A cross-chain bridge is a protocol that lets you move assets or data from one blockchain to another.

A cross-chain bridge is a protocol that lets you move assets or data from one blockchain to another. Because blockchains are independent systems with no native awareness of each other, there is no built-in way to take an asset on Ethereum and use it on Solana, or vice versa. A bridge solves this by locking the asset on its home chain and issuing a corresponding “wrapped” version on the destination chain — effectively representing the same value in a form the new network can understand.

The most common approach: you send your ETH to a bridge smart contract on Ethereum, which holds it as collateral. The bridge then mints an equivalent amount of “wrapped ETH” on the destination chain, which you can now use freely in that ecosystem. When you want your original ETH back, you burn the wrapped version and the bridge releases your locked ETH on Ethereum. Bridges have become a major security target — because they often hold enormous amounts of locked assets in smart contracts, they present an attractive target for hackers. Some of the largest hacks in crypto history — including exploits of Ronin Bridge and Wormhole — have targeted cross-chain bridges, resulting in losses of hundreds of millions of dollars.
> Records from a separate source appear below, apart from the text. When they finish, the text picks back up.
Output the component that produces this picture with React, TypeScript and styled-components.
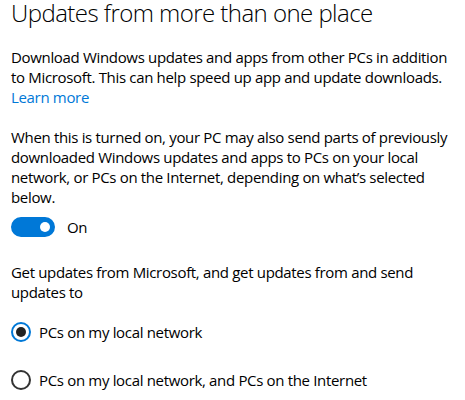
import * as React from "react";
import styled, { createGlobalStyle } from "styled-components";

const GlobalStyle = createGlobalStyle`
  html, body {
    margin: 0;
    padding: 0;
    background: #ffffff;
  }
`;

const Page = styled.div`
  padding: 0 11px;
  font-family: "Open Sans", "Noto Sans", sans-serif;
  color: #000000;
  font-size: 15px;
  line-height: 20px;
  letter-spacing: -0.33px;
`;

const Title = styled.h1`
  margin: 0;
  font-size: 24px;
  font-weight: 300;
  line-height: 26px;
  letter-spacing: -0.55px;
  color: #000000;
`;

const Paragraph = styled.p<{ $top: number }>`
  margin: ${(p) => p.$top}px 0 0;
`;

const Link = styled.a`
  color: #0078d7;
  text-decoration: none;
`;

const ToggleRow = styled.div`
  display: flex;
  align-items: center;
  gap: 12px;
  margin-top: 10px;
`;

const Track = styled.div<{ $on: boolean }>`
  width: 44px;
  height: 20px;
  border-radius: 10px;
  box-sizing: border-box;
  background: ${(p) => (p.$on ? "#0078d7" : "transparent")};
  border: 2px solid ${(p) => (p.$on ? "#0078d7" : "#333333")};
  display: flex;
  align-items: center;
  justify-content: ${(p) => (p.$on ? "flex-end" : "flex-start")};
  padding: 0 3px;
`;

const Knob = styled.div<{ $on: boolean }>`
  width: 10px;
  height: 10px;
  border-radius: 50%;
  background: ${(p) => (p.$on ? "#ffffff" : "#333333")};
`;

const RadioList = styled.div`
  display: flex;
  flex-direction: column;
  gap: 28px;
  margin-top: 20px;
`;

const RadioRow = styled.label`
  display: flex;
  align-items: center;
  gap: 8px;
  height: 20px;
`;

const RadioCircle = styled.span<{ $checked: boolean }>`
  width: 20px;
  height: 20px;
  box-sizing: border-box;
  border-radius: 50%;
  border: 2px solid ${(p) => (p.$checked ? "#0078d7" : "#333333")};
  display: flex;
  align-items: center;
  justify-content: center;
  flex-shrink: 0;
`;

const RadioDot = styled.span`
  width: 10px;
  height: 10px;
  border-radius: 50%;
  background: #222222;
`;

const options = [
  "PCs on my local network",
  "PCs on my local network, and PCs on the Internet",
];

export default function App() {
  const [selected, setSelected] = React.useState(0);
  const [on, setOn] = React.useState(true);

  return (
    <>
      <GlobalStyle />
      <Page>
        <Title>Updates from more than one place</Title>
        <Paragraph $top={21}>
          Download Windows updates and apps from other PCs in addition to
          Microsoft. This can help speed up app and update downloads.
          <br />
          <Link href="#">Learn more</Link>
        </Paragraph>
        <Paragraph $top={20}>
          When this is turned on, your PC may also send parts of previously
          downloaded Windows updates and apps to PCs on your local network, or
          PCs on the Internet, depending on what’s selected below.
        </Paragraph>
        <ToggleRow onClick={() => setOn(!on)}>
          <Track $on={on}>
            <Knob $on={on} />
          </Track>
          <span>{on ? "On" : "Off"}</span>
        </ToggleRow>
        <Paragraph $top={25}>
          Get updates from Microsoft, and get updates from and send updates to
        </Paragraph>
        <RadioList>
          {options.map((label, i) => (
            <RadioRow key={label} onClick={() => setSelected(i)}>
              <RadioCircle $checked={selected === i}>
                {selected === i && <RadioDot />}
              </RadioCircle>
              <span>{label}</span>
            </RadioRow>
          ))}
        </RadioList>
      </Page>
    </>
  );
}
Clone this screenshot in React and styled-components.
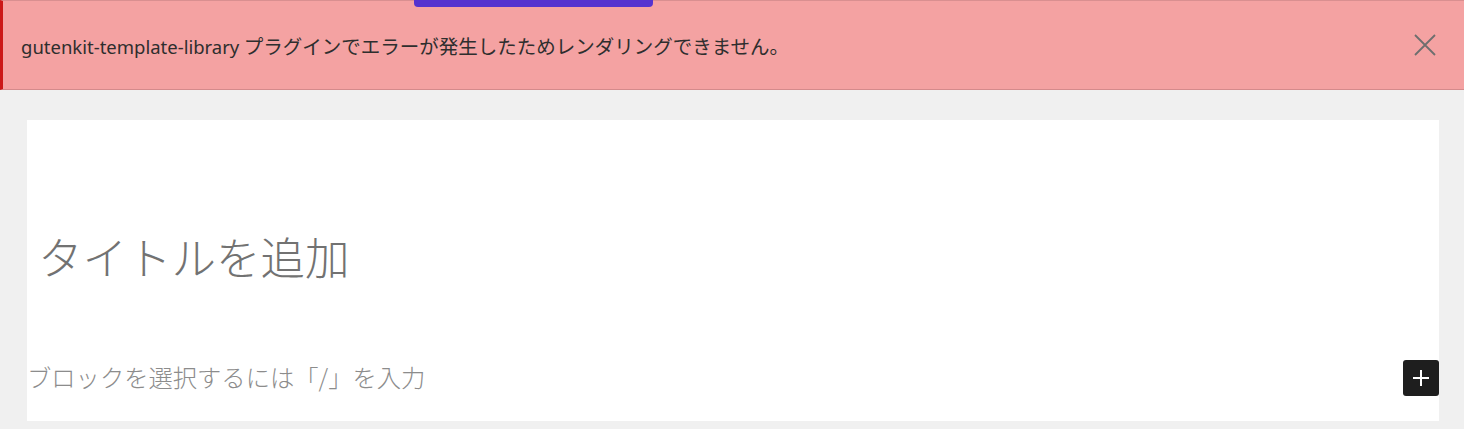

Example: Imagine a cross-chain bridge like a currency exchange booth at an international airport. You hand over your US dollars, they hold onto them, and give you the equivalent in euros that you can spend in Europe. When you return, you can exchange your leftover euros back. The booth holds your dollars in reserve the whole time — which is why, if the booth gets robbed, everyone who has euros loses their backing.